Bu sorunun toplumsal boyutu huzur ile ilgilidir. Madde bağımlısı olanlar toplum için büyük tehdit unsuru oluyorlar. Yukarıda bahse konu 9. sınıf sağlık kitabında bile “Tedavi edilmeyen madde bağımlısı, ruhsal ve bedensel olarak çöküntü içine girer. Bu nedenle fiziksel olarak bitkin kişi ruhsal yönden de çöker. Madde bulabilmek için her şeyi yapar. Bunun sonucunda da suç işleme olasılığı artar, aşırı kullanımla zehirlenme ve intiharlar görülür” diye bilgi verilmektedir.

Uyuşturucu madde bağımlılığı ilköğretim okulu öğrencilerini bile tehdit etmişse, oturup düşünmemiz gerekmez mi? Okullarımızın duyarlı kimi rehber öğretmenlerinin daha ilköğretim çağındaki öğrencileri topluma kazandırmaya çalıştıklarını duyuyorum.
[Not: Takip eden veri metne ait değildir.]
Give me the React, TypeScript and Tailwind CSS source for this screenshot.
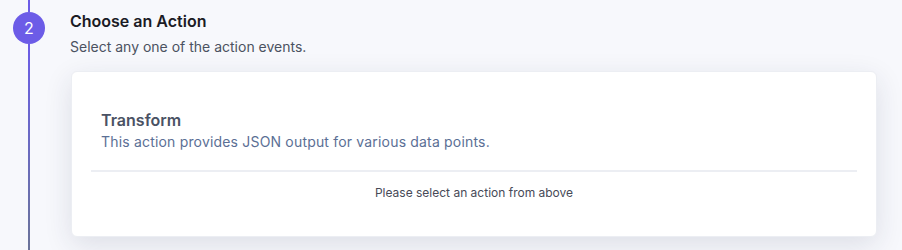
import React from "react";

export default function App() {
  return (
    <div className="w-[902px] h-[250px] overflow-hidden bg-[#f7f8fc] flex pl-[13px]" style={{ fontFamily: "Inter, 'Noto Sans', sans-serif" }}>
      <div className="w-[32px] flex flex-col items-center shrink-0">
        <div className="w-[2px] h-[12px] bg-[#6c5ce7]" />
        <div className="w-[32px] h-[32px] rounded-full bg-[#6c5ce7] text-white flex items-center justify-center text-[16px] leading-none">2</div>
        <div className="w-[2px] flex-1 bg-gradient-to-b from-[#6c5ce7] to-[#6b7399]" />
      </div>
      <div className="ml-[25px] pt-[9px] flex flex-col">
        <div className="text-[16px] leading-[24px] font-semibold text-[#1b1b25]">Choose an Action</div>
        <div className="mt-[4px] text-[14px] leading-[20px] text-[#4b5261]">Select any one of the action events.</div>
        <div className="mt-[14px] ml-[1px] w-[806px] h-[166px] bg-white rounded-[6px] border border-[#eceef3] shadow-[0_8px_28px_rgba(30,40,70,0.12)] px-[19px] pt-[36px]">
          <div className="px-[10px]">
            <div className="text-[16px] leading-[24px] font-semibold text-[#4a5264]">Transform</div>
            <div className="text-[14px] leading-[20px] tracking-[0.18px] text-[#5b6f95]">This action provides JSON output for various data points.</div>
          </div>
          <div className="mt-[18px] h-[2px] bg-[#eceef3]" />
          <div className="mt-[13px] text-center text-[12px] leading-[16px] text-[#474a57]">Please select an action from above</div>
        </div>
      </div>
    </div>
  );
}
Batman’ın geleceğini, çocuklarımız ile gençlerimizin sağlığını, bu kentin huzurunu isteyen idealist eğitimcilerin bu konuya kafa yorması çözüm için yetmiyor.

Bu konuda en büyük görev öncelikle Emniyete ve ailelere düşüyor…
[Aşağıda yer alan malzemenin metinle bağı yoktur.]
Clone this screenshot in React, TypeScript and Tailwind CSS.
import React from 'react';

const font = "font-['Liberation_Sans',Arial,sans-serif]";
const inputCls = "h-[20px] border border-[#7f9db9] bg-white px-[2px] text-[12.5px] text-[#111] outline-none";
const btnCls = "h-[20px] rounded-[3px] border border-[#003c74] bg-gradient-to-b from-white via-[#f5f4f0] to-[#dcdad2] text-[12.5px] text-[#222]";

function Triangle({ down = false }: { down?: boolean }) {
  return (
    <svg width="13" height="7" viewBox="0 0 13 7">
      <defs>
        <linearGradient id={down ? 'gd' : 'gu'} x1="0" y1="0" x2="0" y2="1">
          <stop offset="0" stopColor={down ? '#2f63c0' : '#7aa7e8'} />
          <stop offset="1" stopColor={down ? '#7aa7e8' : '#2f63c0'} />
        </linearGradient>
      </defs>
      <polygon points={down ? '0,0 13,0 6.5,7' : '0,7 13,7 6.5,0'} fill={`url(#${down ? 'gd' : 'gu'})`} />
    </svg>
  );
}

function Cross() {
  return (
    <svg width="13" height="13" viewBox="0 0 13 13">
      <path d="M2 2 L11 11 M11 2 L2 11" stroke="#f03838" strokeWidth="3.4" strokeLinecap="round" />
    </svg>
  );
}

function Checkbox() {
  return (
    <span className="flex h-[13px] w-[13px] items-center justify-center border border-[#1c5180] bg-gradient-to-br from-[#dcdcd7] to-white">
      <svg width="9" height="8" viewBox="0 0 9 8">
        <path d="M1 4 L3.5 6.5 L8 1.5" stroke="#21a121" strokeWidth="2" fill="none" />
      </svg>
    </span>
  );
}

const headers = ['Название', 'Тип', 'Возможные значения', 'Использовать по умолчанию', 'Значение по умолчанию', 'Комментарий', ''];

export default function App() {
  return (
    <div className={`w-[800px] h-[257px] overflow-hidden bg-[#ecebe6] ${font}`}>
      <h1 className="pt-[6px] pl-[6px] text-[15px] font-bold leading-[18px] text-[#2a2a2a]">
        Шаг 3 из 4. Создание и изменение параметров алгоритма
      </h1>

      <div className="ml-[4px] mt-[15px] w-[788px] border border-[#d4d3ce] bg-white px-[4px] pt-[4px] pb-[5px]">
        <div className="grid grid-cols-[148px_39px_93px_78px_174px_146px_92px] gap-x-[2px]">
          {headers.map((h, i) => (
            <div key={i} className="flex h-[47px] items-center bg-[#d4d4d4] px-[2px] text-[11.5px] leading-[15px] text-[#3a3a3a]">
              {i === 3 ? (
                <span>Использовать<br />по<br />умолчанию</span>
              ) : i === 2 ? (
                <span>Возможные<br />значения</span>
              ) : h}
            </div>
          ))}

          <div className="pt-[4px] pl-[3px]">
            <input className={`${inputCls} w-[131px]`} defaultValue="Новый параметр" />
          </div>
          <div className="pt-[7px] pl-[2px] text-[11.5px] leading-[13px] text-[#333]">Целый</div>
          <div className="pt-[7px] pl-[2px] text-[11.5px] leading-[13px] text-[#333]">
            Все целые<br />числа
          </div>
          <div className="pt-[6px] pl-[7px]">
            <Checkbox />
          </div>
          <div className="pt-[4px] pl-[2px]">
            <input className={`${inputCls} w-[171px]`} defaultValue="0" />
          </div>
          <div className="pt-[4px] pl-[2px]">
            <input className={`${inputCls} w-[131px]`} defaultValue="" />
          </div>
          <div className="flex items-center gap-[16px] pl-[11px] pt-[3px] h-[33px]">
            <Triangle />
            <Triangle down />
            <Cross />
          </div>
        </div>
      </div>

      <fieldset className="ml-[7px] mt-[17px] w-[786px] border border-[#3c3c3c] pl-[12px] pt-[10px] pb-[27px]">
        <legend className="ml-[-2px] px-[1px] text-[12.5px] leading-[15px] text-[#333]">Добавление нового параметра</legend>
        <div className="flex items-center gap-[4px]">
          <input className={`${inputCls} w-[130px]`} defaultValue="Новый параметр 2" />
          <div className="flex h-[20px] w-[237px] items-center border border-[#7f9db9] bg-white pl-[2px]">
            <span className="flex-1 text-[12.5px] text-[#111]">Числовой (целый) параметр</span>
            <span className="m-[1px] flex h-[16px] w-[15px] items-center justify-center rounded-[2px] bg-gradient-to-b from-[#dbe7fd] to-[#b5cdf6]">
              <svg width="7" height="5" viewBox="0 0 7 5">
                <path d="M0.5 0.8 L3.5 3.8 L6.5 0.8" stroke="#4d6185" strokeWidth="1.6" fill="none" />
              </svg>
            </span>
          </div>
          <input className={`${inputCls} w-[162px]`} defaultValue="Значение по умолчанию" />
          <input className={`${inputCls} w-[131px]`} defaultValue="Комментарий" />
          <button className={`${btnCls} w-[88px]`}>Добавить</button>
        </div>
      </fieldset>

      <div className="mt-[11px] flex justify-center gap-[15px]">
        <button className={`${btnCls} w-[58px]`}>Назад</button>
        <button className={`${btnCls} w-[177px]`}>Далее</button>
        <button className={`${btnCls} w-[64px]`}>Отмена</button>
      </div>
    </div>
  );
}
Aileler gençlerine sahip çıkmalı ve kontrolleri altında tutmalıdır. Çocuklarımızın kimlerle arkadaş olduklarını bilmemiz gerekiyor. Mahallede uyuşturucu kullananlarla arkadaşlık kuran herkes risk altındadır diye düşünüyorum.

Uyuşturulan bir toplum olmak istemiyorsak, bugünden tezi yok çocuklarımıza sahip çıkmalıyız. Uyuşturulan bir toplum olmaya doğru gidiyoruz. Böylesi bir toplumun geleceğinin iyi olmayacağını unutmamalıyız.

Uyuşturucu ticareti ile uğraşanlara yönelik gerçekleştirilen operasyonlarla ilgili olarak sık sık emniyet müdürlüğü tarafından basın bültenleri yayımlanıyor.

Basınımız sık sık konu ile ilgili haberler yaparken, ‘Emniyet uyuşturucu tacirlerine göz açtırmıyor’ şeklinde başlıklar da atıyor.

Polisin bu konudaki olumlu her çalışmasını takdir ettiğimi de belirteyim. Ancak yine de en büyük görev polise düşüyor.

Nedenimi de belirteyim. Çünkü hangi mahallede, hangi sokakta esrar satıcılarının kol gezdiği konusunda sayısız duyumlar söz konusudur.

Yıllar önce Batman’da fuhuş olayı gündeme geldiğinde ‘Namuslu insanların sesi namussuzlar kadar gür çıkmalıdır’ diye bir yazı yazmıştım. Ondan sonra aldığım tehditleri de hiç önemsememiştim.

Bu duruşum her konuda geçerlidir.

Toplumumuzu duyarlı olmaya davet ediyorum.